Je crois avoir démontré, messieurs, que la réduction sera utile au consommateur, à l'industrie, au trésor, et juste au point de vue des principes.

Maintenant si j'étais logique, je proposerais la suppression totale du droit. Mais je ne veux pas faire de propositions sans résultat.

Je ne puis cependant me contenter des propositions de la section centrale. Les 40 p. c. qu'elle nous accorde ne permettent pas au canal de (page 15) soutenir plus aisément qu'aujourd'hui la concurrence contre le chemin de fer.

Pour que cette concurrence soit possible, il faut que le fret réel soit au maximum de 4 francs.

Pour en arriver là il faut un dégrèvement de 60 p. c. C'est la proposition que nous avons déposée sur le bureau et je crois qu’en la faisant, nous sommes très modérés dans nos exigences.

Messieurs, je termine. Un mot encore. Dans la dernière session, le gouvernement a fait appel à notre patriotisme en réclamant des sommes considérables pour la défense du pays. Nous faisons appel, à notre tour, à vos sentiments de justice et d'humanité.

La situation du trésor est excellente. La réduction des péages ne fera que l'améliorer dans l'avenir ; mais dût-il ne pas en être ainsi, vous ferez chose utile et profitable en montrant au pays que le soin de sa défense ne vous arrête pas dans la voie des réformes utiles et libérales.

De cette façon vous le consolerez de ses sacrifices, et votre œuvre n'en sera que plus grande, plus belle, et votre dévouement plus apprécié.

- M. Orts remplace M. Vervoort au fauteuil.

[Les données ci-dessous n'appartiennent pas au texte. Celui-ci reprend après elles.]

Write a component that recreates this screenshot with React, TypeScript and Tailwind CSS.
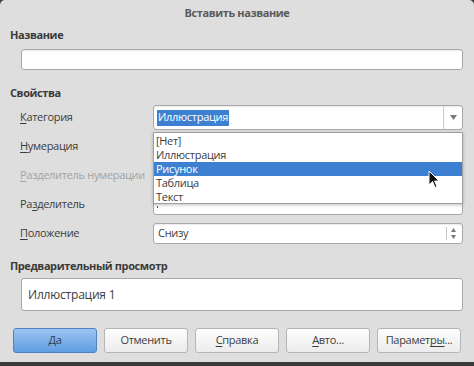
import type { ReactNode } from "react";

const font = { fontFamily: '"Open Sans", "Noto Sans", sans-serif' };

function U({ children }: { children: ReactNode }) {
  return <span className="underline underline-offset-2 decoration-1">{children}</span>;
}

function Row({ label, disabled, children }: { label: ReactNode; disabled?: boolean; children?: ReactNode }) {
  return (
    <div className="flex h-[29px] items-center">
      <div
        className={`w-[153px] whitespace-nowrap pl-[20px] text-[11px] tracking-[-0.3px] ${
          disabled ? "text-[#a3a3a3]" : "text-[#3c3c3c]"
        }`}
      >
        {label}
      </div>
      <div className="w-[310px]">{children}</div>
    </div>
  );
}

function Field({ h = "h-[21px]", children }: { h?: string; children?: ReactNode }) {
  return (
    <div
      className={`${h} flex items-center rounded-[3px] border border-[#a8a8a8] bg-white text-[11px] tracking-[-0.3px] text-[#3c3c3c] shadow-[inset_0_1px_1px_rgba(0,0,0,0.08)]`}
    >
      {children}
    </div>
  );
}

function Btn({ children, primary }: { children: ReactNode; primary?: boolean }) {
  return (
    <div
      className={`flex h-[25px] w-[84px] items-center justify-center rounded-[3px] border text-[11px] tracking-[-0.3px] ${
        primary
          ? "border-[#4f82bf] bg-gradient-to-b from-[#9cc4f2] to-[#5f9de2] text-[#2d3d52]"
          : "border-[#b5b5b5] bg-gradient-to-b from-[#fdfdfd] to-[#ececec] text-[#3c3c3c]"
      }`}
    >
      {children}
    </div>
  );
}

function Heading({ children, className = "" }: { children: ReactNode; className?: string }) {
  return (
    <div className={`flex h-[18px] items-center pl-[10px] text-[11px] font-bold tracking-[-0.4px] text-[#3a3a3a] ${className}`}>
      {children}
    </div>
  );
}

export default function App() {
  return (
    <div style={font} className="relative h-[366px] w-[474px] overflow-hidden bg-[#3a3a3a]">
      <div className="h-[362px] w-[474px] rounded-t-[5px] bg-[#dedede]">
        <div className="flex h-[26px] items-center justify-center text-[11px] font-bold tracking-[-0.4px] text-[#5a5a5a]">
          Вставить название
        </div>
        <Heading>Название</Heading>
        <div className="ml-[21px] mt-[5px] w-[442px]">
          <Field />
        </div>
        <Heading className="mt-[14px]">Свойства</Heading>
        <div className="mt-[1px]">
          <Row label={<><U>К</U>атегория</>}>
            <Field h="h-[25px]">
              <span className="ml-[3px] flex h-[16px] items-center bg-[#3d7fd1] px-[1px] text-white">Иллюстрация</span>
              <div className="ml-auto flex h-full w-[19px] items-center justify-center border-l border-[#c8c8c8]">
                <svg width="7" height="5" viewBox="0 0 7 5">
                  <path d="M0 0 H7 L3.5 5 Z" fill="#7a7a7a" />
                </svg>
              </div>
            </Field>
          </Row>
          <Row label={<><U>Н</U>умерация</>}>
            <Field h="h-[25px]" />
          </Row>
          <Row label={<><U>Р</U>азделитель нумерации</>} disabled>
            <Field />
          </Row>
          <Row label={<>Ра<U>з</U>делитель</>}>
            <Field>
              {/* tail of the separator char peeking below the list */}
              <div className="ml-[3px] mt-[5px] h-[2px] w-px bg-[#555]" />
            </Field>
          </Row>
          <Row label={<><U>П</U>оложение</>}>
            <Field>
              <span className="ml-[4px]">Снизу</span>
              <div className="ml-auto mr-[6px] flex h-[13px] items-center gap-[4px]">
                <div className="h-full w-px bg-[#c8c8c8]" />
                <svg width="5" height="11" viewBox="0 0 5 11">
                  <path d="M2.5 0 L5 4 H0 Z M0 7 H5 L2.5 11 Z" fill="#7a7a7a" />
                </svg>
              </div>
            </Field>
          </Row>
        </div>
        <Heading className="mt-[9px]">Предварительный просмотр</Heading>
        <div className="ml-[21px] mt-[3px] flex h-[33px] w-[442px] items-center rounded-[3px] border border-[#a8a8a8] bg-white pl-[6px] text-[12px] tracking-[-0.2px] text-[#3c3c3c]">
          Иллюстрация 1
        </div>
        <div className="mt-[17px] flex gap-[7px] pl-[13px]">
          <Btn primary>Да</Btn>
          <Btn>Отменить</Btn>
          <Btn>
            <U>С</U>правка
          </Btn>
          <Btn>
            <U>А</U>вто...
          </Btn>
          <Btn>
            Парамет<U>ры</U>...
          </Btn>
        </div>
      </div>

      {/* open dropdown list */}
      <div className="absolute left-[153px] top-[132px] flex h-[72px] w-[310px] flex-col border border-[#a0a0a0] bg-white pt-px text-[11px] tracking-[-0.3px] text-[#3c3c3c] shadow-[0_1px_3px_rgba(0,0,0,0.25)]">
        {["[Нет]", "Иллюстрация", "Рисунок", "Таблица", "Текст"].map((t) => (
          <div
            key={t}
            className={`flex h-[14px] items-center pl-[2px] ${t === "Рисунок" ? "bg-[#3d7fd1] text-white" : ""}`}
          >
            {t}
          </div>
        ))}
      </div>

      {/* mouse pointer */}
      <svg className="absolute left-[428px] top-[170px]" width="12" height="19" viewBox="0 0 12 19">
        <path d="M1 1 L1 15 L4.5 11.5 L7 17.5 L9 16.6 L6.6 11 L11 11 Z" fill="#111" stroke="#fff" strokeWidth="1" />
      </svg>
    </div>
  );
}
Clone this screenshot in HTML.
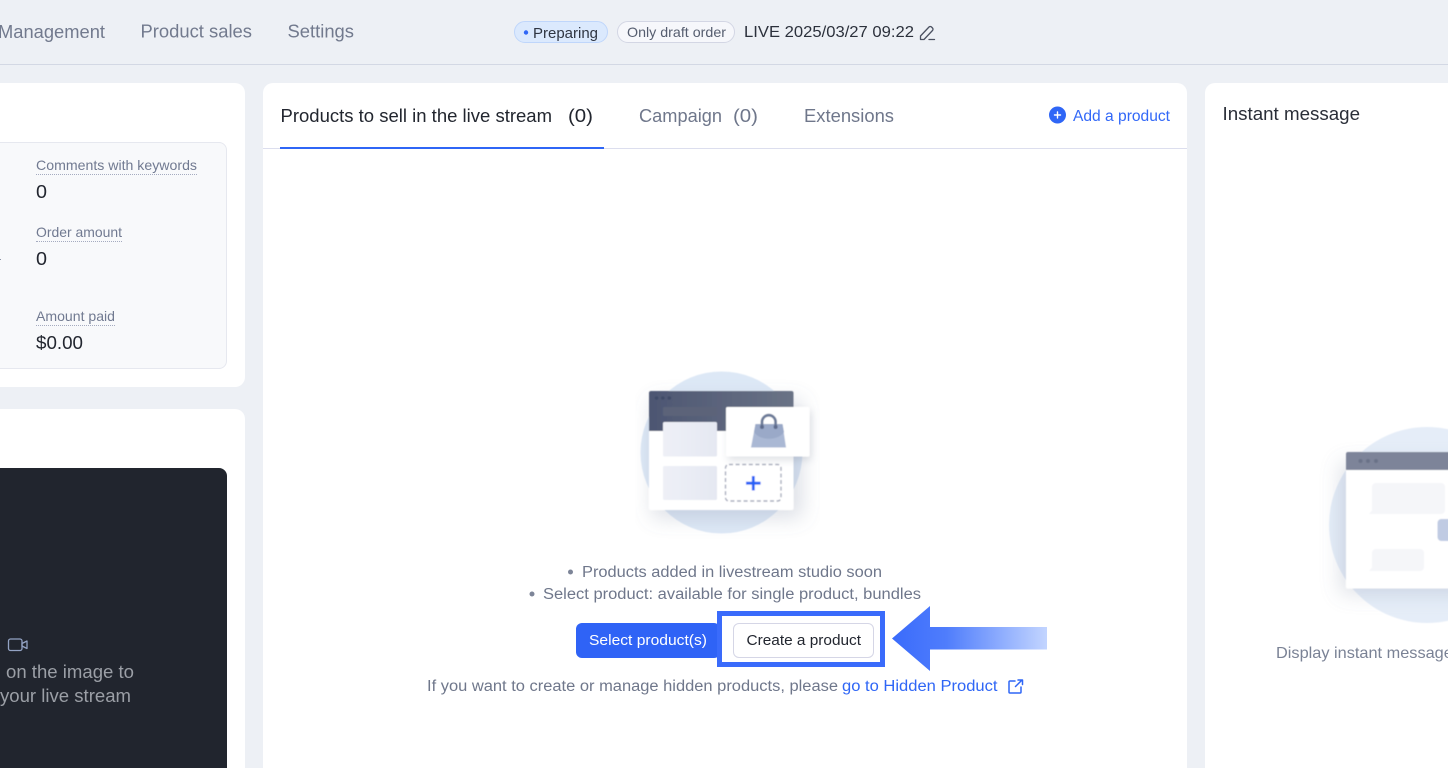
<!DOCTYPE html>
<html lang="en">
<head>
<meta charset="utf-8">
<title>Live stream studio</title>
<style>
html,body{margin:0;padding:0;width:1448px;height:768px;overflow:hidden;background:#edf0f5}
body{position:relative;font-family:"Liberation Sans",sans-serif}
.b{position:absolute;box-sizing:border-box}
.card{background:#fff;border-radius:10px}
svg{position:absolute;left:0;top:0}
text{font-family:"Liberation Sans",sans-serif}
</style>
</head>
<body>
<div class="b" style="left:0;top:64px;width:1448px;height:1px;background:#d3d8e4"></div>
<div class="b" style="left:514px;top:21px;width:94px;height:22px;border-radius:11px;background:#dbe9fd;border:1px solid #bfd6fb"></div>
<div class="b" style="left:617px;top:21px;width:118px;height:22px;border-radius:11px;background:#f6f7fb;border:1px solid #d3d6e4"></div>

<div class="b card" style="left:-20px;top:83px;width:265px;height:304px"></div>
<div class="b card" style="left:-20px;top:409px;width:265px;height:380px"></div>
<div class="b card" style="left:263px;top:83px;width:924px;height:700px"></div>
<div class="b card" style="left:1205px;top:83px;width:270px;height:700px"></div>

<div class="b" style="left:-20px;top:142px;width:247px;height:227px;background:#f8f9fb;border:1px solid #e6e8ef;border-radius:8px"></div>
<div class="b" style="left:-20px;top:468px;width:247px;height:320px;background:#21252e;border-radius:8px"></div>

<div class="b" style="left:36px;top:174px;width:161px;border-top:1px dotted #a5abc0"></div>
<div class="b" style="left:36px;top:241px;width:86px;border-top:1px dotted #a5abc0"></div>
<div class="b" style="left:36px;top:325px;width:79px;border-top:1px dotted #a5abc0"></div>

<div class="b" style="left:263px;top:148px;width:924px;height:1px;background:#dcdeee"></div>
<div class="b" style="left:280px;top:147px;width:324px;height:2px;background:#2f66f6"></div>

<div class="b" style="left:576px;top:623px;width:144px;height:35px;border-radius:6px;background:#2f63f6"></div>
<div class="b" style="left:733px;top:623px;width:141px;height:35px;border-radius:6px;background:#fff;border:1px solid #d5d6e6"></div>
<div class="b" style="left:717px;top:611px;width:168px;height:56px;border:5px solid #3a6bfb"></div>

<svg width="1448" height="768" viewBox="0 0 1448 768">
<defs>
<linearGradient id="ag" x1="0" x2="1" y1="0" y2="0"><stop offset="0" stop-color="#3a6bfb"/><stop offset=".35" stop-color="#4f7dfc"/><stop offset="1" stop-color="#c3d5ff"/></linearGradient>
<linearGradient id="hd" x1="0" x2="1" y1="0" y2="0"><stop offset="0" stop-color="#4d5672"/><stop offset="1" stop-color="#6a7386"/></linearGradient>
<linearGradient id="cd" x1="0" x2="1" y1="0" y2="0"><stop offset="0" stop-color="#eef0f7"/><stop offset="1" stop-color="#e5e8f2"/></linearGradient>
<filter id="sh" x="-30%" y="-30%" width="160%" height="160%"><feGaussianBlur stdDeviation="10"/></filter>
<filter id="sh2" x="-20%" y="-20%" width="140%" height="140%"><feGaussianBlur stdDeviation="4"/></filter>
<filter id="soft" x="-5%" y="-5%" width="110%" height="110%"><feGaussianBlur stdDeviation="0.4"/></filter>
</defs>

<!-- top nav -->
<g font-size="18" fill="#727a8e">
<text x="-2" y="38" textLength="107" lengthAdjust="spacingAndGlyphs">Management</text>
<text x="140.500" y="37.500" textLength="111.500" lengthAdjust="spacingAndGlyphs">Product sales</text>
<text x="287.500" y="37.500" textLength="66.500" lengthAdjust="spacingAndGlyphs">Settings</text>
</g>
<circle cx="526" cy="32.500" r="2.200" fill="#2f66f6"/>
<text x="533" y="38" font-size="15" fill="#2f3542" textLength="65" lengthAdjust="spacingAndGlyphs">Preparing</text>
<text x="627" y="37" font-size="13.800" fill="#555d6f" textLength="99" lengthAdjust="spacingAndGlyphs">Only draft order</text>
<text x="744" y="37" font-size="15.500" fill="#2b303b" textLength="170" lengthAdjust="spacingAndGlyphs">LIVE 2025/03/27 09:22</text>
<g fill="none" stroke="#4b5161" stroke-width="1.300" stroke-linejoin="round" stroke-linecap="round">
<path d="M920.500 39.500v-3.500l8.500-9a1.800 1.800 0 0 1 2.500 0l1 1a1.800 1.800 0 0 1 0 2.500l-8.500 9z"/>
<path d="M929 39.500h5.500"/>
</g>

<!-- stats -->
<g font-size="13.800" fill="#717a91">
<text x="36" y="170" textLength="161" lengthAdjust="spacingAndGlyphs">Comments with keywords</text>
<text x="36" y="237" textLength="86" lengthAdjust="spacingAndGlyphs">Order amount</text>
<text x="36" y="321" textLength="79" lengthAdjust="spacingAndGlyphs">Amount paid</text>
</g>
<g font-size="18" fill="#22262f">
<text x="36" y="198" textLength="11" lengthAdjust="spacingAndGlyphs">0</text>
<text x="36" y="265" textLength="11" lengthAdjust="spacingAndGlyphs">0</text>
<text x="36" y="349" textLength="47" lengthAdjust="spacingAndGlyphs">$0.00</text>
</g>
<rect x="0" y="259" width="1" height="1" fill="#8d93a5"/>

<!-- dark video box -->
<g fill="none" stroke="#93a3c4" stroke-width="1.300" stroke-linejoin="round">
<rect x="8.500" y="639" width="13.500" height="11.500" rx="2"/>
<path d="M22 643.500l5-2.500v7.500l-5-2.500z"/>
</g>
<g font-size="18.500" fill="#9b9fa6">
<text x="6" y="678" textLength="128" lengthAdjust="spacingAndGlyphs">on the image to</text>
<text x="0" y="702" textLength="131" lengthAdjust="spacingAndGlyphs">your live stream</text>
</g>

<!-- tabs -->
<g font-size="18.500">
<text x="280.500" y="122" fill="#22262f" textLength="271.500" lengthAdjust="spacingAndGlyphs">Products to sell in the live stream</text>
<text x="568" y="122" fill="#22262f" textLength="25" lengthAdjust="spacingAndGlyphs">(0)</text>
<text x="639" y="122" fill="#6f778b" textLength="83" lengthAdjust="spacingAndGlyphs">Campaign</text>
<text x="733" y="122" fill="#6f778b" textLength="25" lengthAdjust="spacingAndGlyphs">(0)</text>
<text x="804" y="122" fill="#6f778b" textLength="90" lengthAdjust="spacingAndGlyphs">Extensions</text>
</g>
<circle cx="1057.500" cy="115" r="8.500" fill="#2f66f6"/>
<path d="M1057.500 112v6M1054.500 115h6" stroke="#fff" stroke-width="1.400" stroke-linecap="round"/>
<text x="1073" y="121" font-size="15.300" fill="#3268f8" textLength="97" lengthAdjust="spacingAndGlyphs">Add a product</text>
<text x="1222.500" y="120" font-size="18.500" fill="#2a2e38" textLength="137.500" lengthAdjust="spacingAndGlyphs">Instant message</text>

<!-- product illustration -->
<g filter="url(#soft)">
<circle cx="721.500" cy="452.500" r="81" fill="#dde8f6"/>
<rect x="652" y="400" width="150" height="118" fill="#8d97ad" opacity=".3" filter="url(#sh)"/>
<rect x="649" y="391" width="144.500" height="119" rx="2" fill="#fff"/>
<path d="M649 431v-38a2 2 0 0 1 2-2h140.500a2 2 0 0 1 2 2v38z" fill="url(#hd)"/>
<g fill="#414b68"><circle cx="656.500" cy="398" r="1.800"/><circle cx="662.800" cy="398" r="1.800"/><circle cx="669.300" cy="398" r="1.800"/></g>
<rect x="663" y="407" width="54" height="9" rx="1" fill="#5b6479"/>
<rect x="663" y="422" width="54" height="34.500" rx="1.500" fill="url(#cd)"/>
<rect x="663" y="466" width="54" height="34" rx="1.500" fill="url(#cd)"/>
<rect x="728" y="411" width="83" height="49" fill="#6b748a" opacity=".22" filter="url(#sh2)"/>
<rect x="726" y="407" width="83.500" height="49.500" rx="1.500" fill="#fff"/>
<path d="M755.500 424h27l3.500 23.500h-35z" fill="#aab8d4"/>
<path d="M754 432l1.500-8h27l1.500 8c-6 9-24 9-30 0z" fill="#9aa9c8"/>
<path d="M762 427v-5a6.800 6.800 0 0 1 13.600 0v5" fill="none" stroke="#6c7a98" stroke-width="2.800"/>
<circle cx="762" cy="427" r="2" fill="#5d6b8b"/><circle cx="775.600" cy="427" r="2" fill="#5d6b8b"/>
<rect x="725.500" y="464.500" width="55.500" height="36.500" rx="3.500" fill="#fff" stroke="#a9adbd" stroke-width="1.400" stroke-dasharray="4 2.600"/>
<path d="M753.300 476v14.500M746 483.200h14.600" stroke="#2560f6" stroke-width="2.800"/>
</g>

<!-- notes -->
<g font-size="15.300" fill="#6f778b">
<circle cx="570.500" cy="572" r="2.500" fill="#7d8598"/>
<text x="582" y="577" textLength="300" lengthAdjust="spacingAndGlyphs">Products added in livestream studio soon</text>
<circle cx="532" cy="594" r="2.500" fill="#7d8598"/>
<text x="543" y="599" textLength="378" lengthAdjust="spacingAndGlyphs">Select product: available for single product, bundles</text>
<text x="427" y="691" textLength="411" lengthAdjust="spacingAndGlyphs">If you want to create or manage hidden products, please</text>
<text x="842" y="691" fill="#2f66f6" textLength="155.500" lengthAdjust="spacingAndGlyphs">go to Hidden Product</text>
</g>
<text x="589" y="645" font-size="14.800" fill="#fff" textLength="118" lengthAdjust="spacingAndGlyphs">Select product(s)</text>
<text x="746.500" y="645" font-size="14.800" fill="#22262f" textLength="114.500" lengthAdjust="spacingAndGlyphs">Create a product</text>
<g fill="none" stroke="#2f66f6" stroke-width="1.500" stroke-linecap="round" stroke-linejoin="round">
<path d="M1015 681h-5a1 1 0 0 0-1 1v10a1 1 0 0 0 1 1h10a1 1 0 0 0 1-1v-5"/>
<path d="M1015.500 686.500l6.500-6.500M1018 680h4.500v4.500"/>
</g>

<!-- arrow -->
<path d="M892 638.500L930 606v21h117v22.500H930V671z" fill="url(#ag)"/>

<!-- right illustration -->
<g filter="url(#soft)">
<circle cx="1427" cy="525" r="98" fill="#e5edf8"/>
<rect x="1340" y="462" width="130" height="132" fill="#8d97ad" opacity=".28" filter="url(#sh)"/>
<rect x="1346" y="452" width="120" height="136.500" rx="2" fill="#fff"/>
<path d="M1346 470v-16a2 2 0 0 1 2-2h118v18z" fill="#7d8499"/>
<g fill="#6b7288"><circle cx="1360.500" cy="461" r="2"/><circle cx="1368" cy="461" r="2"/><circle cx="1376" cy="461" r="2"/></g>
<path d="M1376 483h65a4 4 0 0 1 4 4v23a4 4 0 0 1-4 4h-72l3-3.500v-23.500a4 4 0 0 1 4-4z" fill="#f5f6f9"/>
<rect x="1437.500" y="519" width="30" height="22" rx="4" fill="#c0cbe3"/>
<path d="M1376 549h44a4 4 0 0 1 4 4v14a4 4 0 0 1-4 4h-51l3-3.500v-14.500a4 4 0 0 1 4-4z" fill="#f5f6f9"/>
</g>
<text x="1276" y="658" font-size="15.800" fill="#7a8295" textLength="185" lengthAdjust="spacingAndGlyphs">Display instant messages</text>
</svg>
</body>
</html>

M. le président. - Avant de consulter la Chambre sur la fixation de l’heure de la séance de demain, je lui demanderai d'autoriser le bureau à compléter les sections centrales chargées d'examiner les budgets , plusieurs des membres qui les composaient ayant cessé de faire partie de la Chambre.

- Adhésion.

La séance est levée à 4 heures et 1/2 et renvoyée à demain à 2 heures.